Alright, so first off, I think that while I can understand where she got the idea that her doing this will help round her out as a human being, she's going about it the entirely wrong way. BDSM is not about learning to become a more well rounded human being, it's about filling a sexual role that one enjoys, it's a game basically. If she is trying to be less dominant over you in life, then the answers she wants are NOT going to be found in BDSM, especially not to a guy who is not you. BDSM is about absolute trust in each other. The submissive trusts the dom to fufill their desires, and to stop if they feel things have gone too far (which is why we use safewords).

What she needs is psychiatric help of some variety, if she truly wants to change her behavior, not a man who is a dom to make her his submissive. What you guys really need to do is work on things with each other. You need to talk to her, and for the love of all things logical, ask her to give up on this other guy. A relationship is between equals, and if things aren't going to work out for you two, then the best thing to do is to end the relationship and find one that is better for you.

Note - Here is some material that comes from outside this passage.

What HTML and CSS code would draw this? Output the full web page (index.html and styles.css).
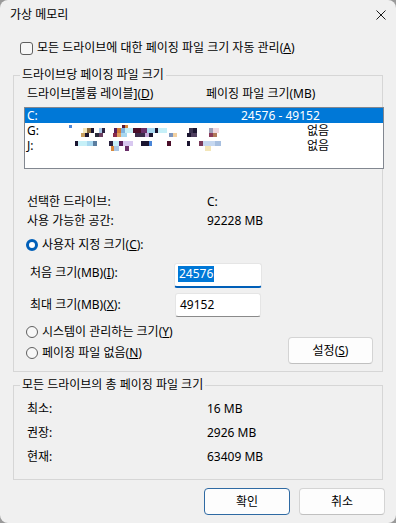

Now, on to the aspect of my being a dom. As a Dom, I enjoy controling someone in bed, I get off on them calling me things like master, sir, that kind of thing. It is my job to make sure that they get off in a mindblowing way. I have to fufill their trust, which is often time absolute. Outside of the bedroom, I find it incredibly annoying to be called master, sir, anything like that, and have had to end relationships because the sub was too much of one in all aspects of life.
I like my subs to have a strong personality, and a high level of independence in the rest of their life. I know this is not true for everybody, but it's important to remember that sex is only a part of all that life offers, and in the rest of life your partner should be on equals with you as much as is possible.
 
I'm going to just throw out the D/s angle completely, and say this: This woman is saying, in no uncertain terms, that she does not value you. She does not want you in her life.

Really.

This is painful to hear, and even more difficult to accept.

But your job must be to believe her.